__What you are asked to do__
Lift out all lines below that contain "components".

--------

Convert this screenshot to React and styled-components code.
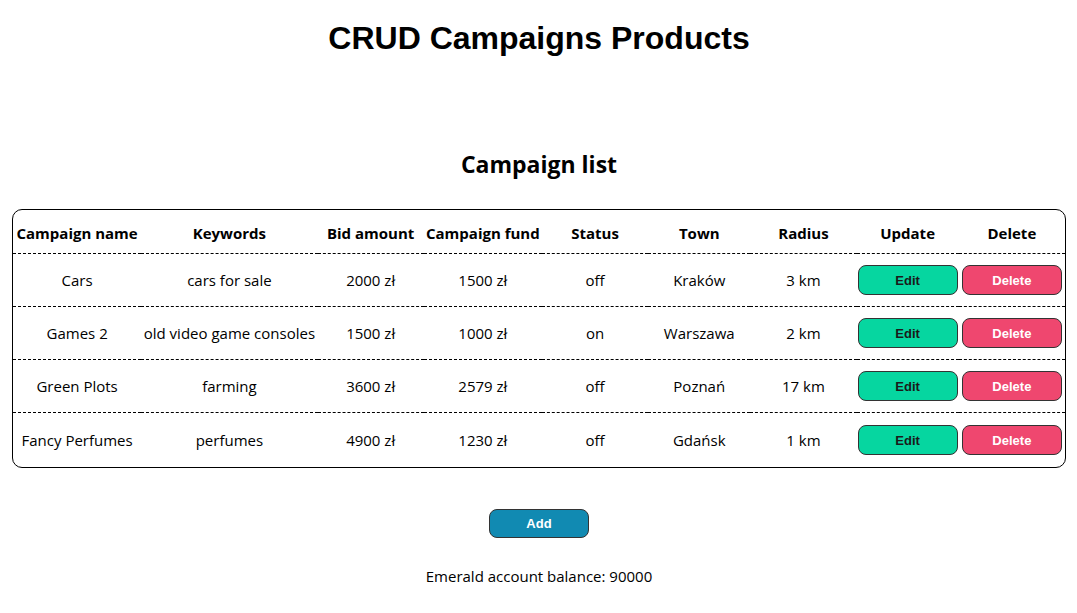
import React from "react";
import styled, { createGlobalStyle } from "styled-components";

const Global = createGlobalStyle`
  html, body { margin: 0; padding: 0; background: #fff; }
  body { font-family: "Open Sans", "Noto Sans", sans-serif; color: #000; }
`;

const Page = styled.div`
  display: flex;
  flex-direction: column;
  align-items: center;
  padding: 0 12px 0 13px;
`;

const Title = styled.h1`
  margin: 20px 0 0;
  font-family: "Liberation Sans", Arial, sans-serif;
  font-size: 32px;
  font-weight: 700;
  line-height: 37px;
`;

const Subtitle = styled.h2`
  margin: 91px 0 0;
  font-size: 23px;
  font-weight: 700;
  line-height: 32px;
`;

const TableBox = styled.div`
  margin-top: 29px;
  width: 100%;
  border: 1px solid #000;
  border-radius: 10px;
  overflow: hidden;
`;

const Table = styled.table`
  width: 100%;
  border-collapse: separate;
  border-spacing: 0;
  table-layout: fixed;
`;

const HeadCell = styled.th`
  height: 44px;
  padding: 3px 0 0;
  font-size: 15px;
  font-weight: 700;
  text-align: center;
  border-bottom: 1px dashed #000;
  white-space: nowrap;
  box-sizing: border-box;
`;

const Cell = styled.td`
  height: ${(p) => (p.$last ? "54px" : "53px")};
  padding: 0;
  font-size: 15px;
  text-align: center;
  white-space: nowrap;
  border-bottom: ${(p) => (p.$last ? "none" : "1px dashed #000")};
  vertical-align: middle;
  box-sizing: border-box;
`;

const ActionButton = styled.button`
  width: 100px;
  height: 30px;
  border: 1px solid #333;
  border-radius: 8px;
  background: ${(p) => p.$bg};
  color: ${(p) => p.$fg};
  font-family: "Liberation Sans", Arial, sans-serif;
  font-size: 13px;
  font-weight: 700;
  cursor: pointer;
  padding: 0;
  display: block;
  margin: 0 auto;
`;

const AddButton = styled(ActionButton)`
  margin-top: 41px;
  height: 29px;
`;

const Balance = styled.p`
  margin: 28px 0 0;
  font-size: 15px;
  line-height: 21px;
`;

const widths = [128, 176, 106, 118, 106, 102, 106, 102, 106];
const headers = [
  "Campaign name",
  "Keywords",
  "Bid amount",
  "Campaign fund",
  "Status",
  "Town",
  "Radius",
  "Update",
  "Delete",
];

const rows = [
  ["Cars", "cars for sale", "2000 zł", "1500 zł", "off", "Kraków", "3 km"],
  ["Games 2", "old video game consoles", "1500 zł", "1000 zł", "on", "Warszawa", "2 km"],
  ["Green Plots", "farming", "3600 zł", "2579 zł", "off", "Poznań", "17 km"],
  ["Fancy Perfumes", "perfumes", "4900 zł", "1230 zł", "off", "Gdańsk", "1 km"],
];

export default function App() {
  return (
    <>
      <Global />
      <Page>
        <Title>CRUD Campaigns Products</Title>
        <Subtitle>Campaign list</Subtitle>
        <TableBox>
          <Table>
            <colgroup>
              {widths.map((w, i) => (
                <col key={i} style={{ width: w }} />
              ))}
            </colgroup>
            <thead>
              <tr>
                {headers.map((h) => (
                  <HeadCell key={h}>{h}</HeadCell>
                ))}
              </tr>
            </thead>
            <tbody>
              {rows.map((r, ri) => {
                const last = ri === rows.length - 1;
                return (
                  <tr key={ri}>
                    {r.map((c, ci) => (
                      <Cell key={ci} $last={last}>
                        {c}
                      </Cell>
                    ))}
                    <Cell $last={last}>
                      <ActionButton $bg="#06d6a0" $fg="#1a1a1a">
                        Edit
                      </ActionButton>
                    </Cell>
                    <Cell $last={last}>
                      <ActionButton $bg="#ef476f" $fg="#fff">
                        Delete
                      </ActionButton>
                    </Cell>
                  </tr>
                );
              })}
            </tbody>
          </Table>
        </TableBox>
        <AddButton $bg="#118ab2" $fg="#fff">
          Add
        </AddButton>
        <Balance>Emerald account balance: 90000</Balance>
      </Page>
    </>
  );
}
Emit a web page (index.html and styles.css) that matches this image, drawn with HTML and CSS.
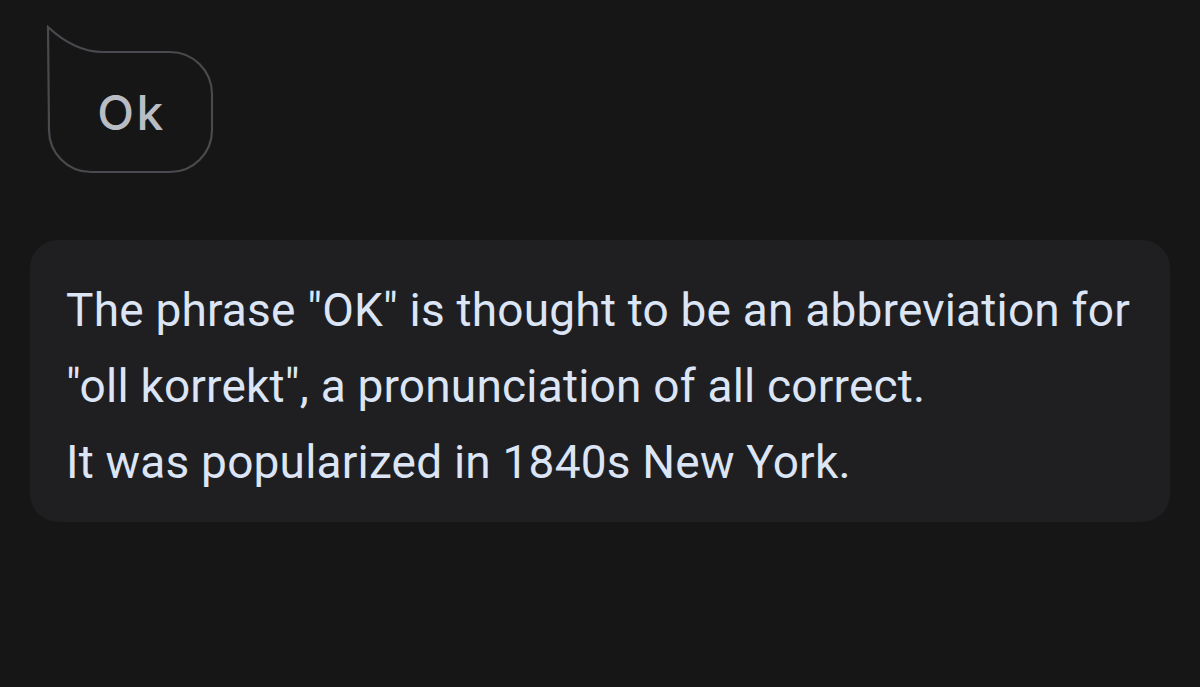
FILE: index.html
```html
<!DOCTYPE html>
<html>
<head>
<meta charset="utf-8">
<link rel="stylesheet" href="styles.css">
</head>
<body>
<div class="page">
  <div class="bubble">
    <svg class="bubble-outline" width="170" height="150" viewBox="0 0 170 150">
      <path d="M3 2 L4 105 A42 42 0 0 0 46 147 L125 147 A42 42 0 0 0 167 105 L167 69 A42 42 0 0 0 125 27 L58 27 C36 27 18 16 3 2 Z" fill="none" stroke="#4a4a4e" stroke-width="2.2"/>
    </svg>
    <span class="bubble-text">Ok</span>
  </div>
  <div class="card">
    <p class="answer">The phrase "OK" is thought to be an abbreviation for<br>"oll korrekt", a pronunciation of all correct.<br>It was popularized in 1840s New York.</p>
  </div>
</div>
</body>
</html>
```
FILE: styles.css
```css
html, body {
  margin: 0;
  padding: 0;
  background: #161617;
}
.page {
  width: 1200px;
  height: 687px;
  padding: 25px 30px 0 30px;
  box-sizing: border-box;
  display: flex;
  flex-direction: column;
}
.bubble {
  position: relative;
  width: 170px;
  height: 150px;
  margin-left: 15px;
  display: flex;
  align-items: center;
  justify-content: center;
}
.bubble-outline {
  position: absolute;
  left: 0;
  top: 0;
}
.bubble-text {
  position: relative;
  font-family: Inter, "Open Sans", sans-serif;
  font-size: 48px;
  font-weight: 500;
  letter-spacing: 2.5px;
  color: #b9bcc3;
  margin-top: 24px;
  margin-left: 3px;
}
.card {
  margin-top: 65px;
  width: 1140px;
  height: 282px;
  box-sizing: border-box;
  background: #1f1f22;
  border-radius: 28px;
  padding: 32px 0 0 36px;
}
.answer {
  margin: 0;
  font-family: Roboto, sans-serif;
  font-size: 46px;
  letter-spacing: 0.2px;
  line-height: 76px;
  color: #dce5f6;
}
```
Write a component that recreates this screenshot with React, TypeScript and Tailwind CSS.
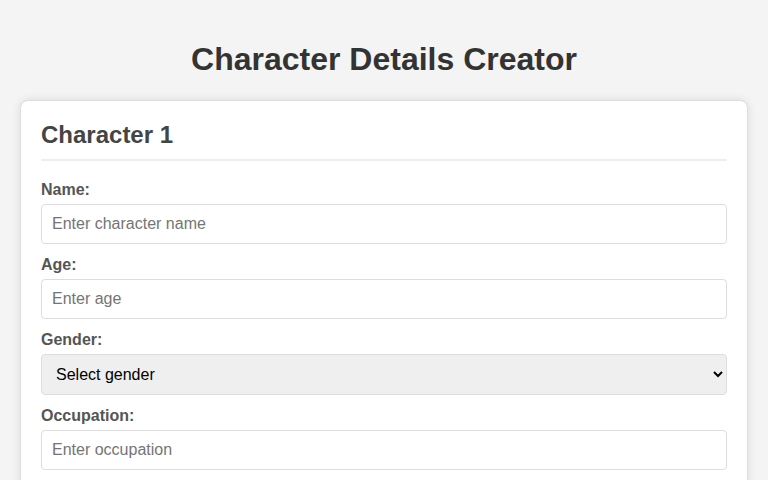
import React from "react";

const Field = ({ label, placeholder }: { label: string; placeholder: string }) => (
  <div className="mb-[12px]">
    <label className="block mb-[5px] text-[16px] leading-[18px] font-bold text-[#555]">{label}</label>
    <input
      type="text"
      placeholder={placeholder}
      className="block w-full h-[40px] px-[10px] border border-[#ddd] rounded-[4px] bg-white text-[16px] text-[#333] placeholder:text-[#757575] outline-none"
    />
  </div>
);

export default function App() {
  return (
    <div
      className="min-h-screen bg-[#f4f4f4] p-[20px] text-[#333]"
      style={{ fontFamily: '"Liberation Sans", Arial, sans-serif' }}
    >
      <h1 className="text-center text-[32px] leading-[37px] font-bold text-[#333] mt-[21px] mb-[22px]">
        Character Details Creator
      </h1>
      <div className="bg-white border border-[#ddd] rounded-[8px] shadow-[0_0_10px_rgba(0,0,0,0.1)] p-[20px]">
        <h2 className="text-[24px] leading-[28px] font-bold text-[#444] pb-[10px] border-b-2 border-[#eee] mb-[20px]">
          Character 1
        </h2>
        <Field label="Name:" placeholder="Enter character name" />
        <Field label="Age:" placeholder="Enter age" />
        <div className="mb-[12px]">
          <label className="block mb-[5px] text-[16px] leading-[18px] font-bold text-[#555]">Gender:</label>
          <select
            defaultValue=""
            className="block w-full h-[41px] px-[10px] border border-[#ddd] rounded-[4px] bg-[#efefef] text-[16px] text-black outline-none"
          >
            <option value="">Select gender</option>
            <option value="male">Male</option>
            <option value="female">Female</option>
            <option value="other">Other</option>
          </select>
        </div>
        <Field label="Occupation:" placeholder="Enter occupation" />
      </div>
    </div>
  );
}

--------

__Solution__
Convert this screenshot to React and styled-components code.
import styled, { createGlobalStyle } from "styled-components";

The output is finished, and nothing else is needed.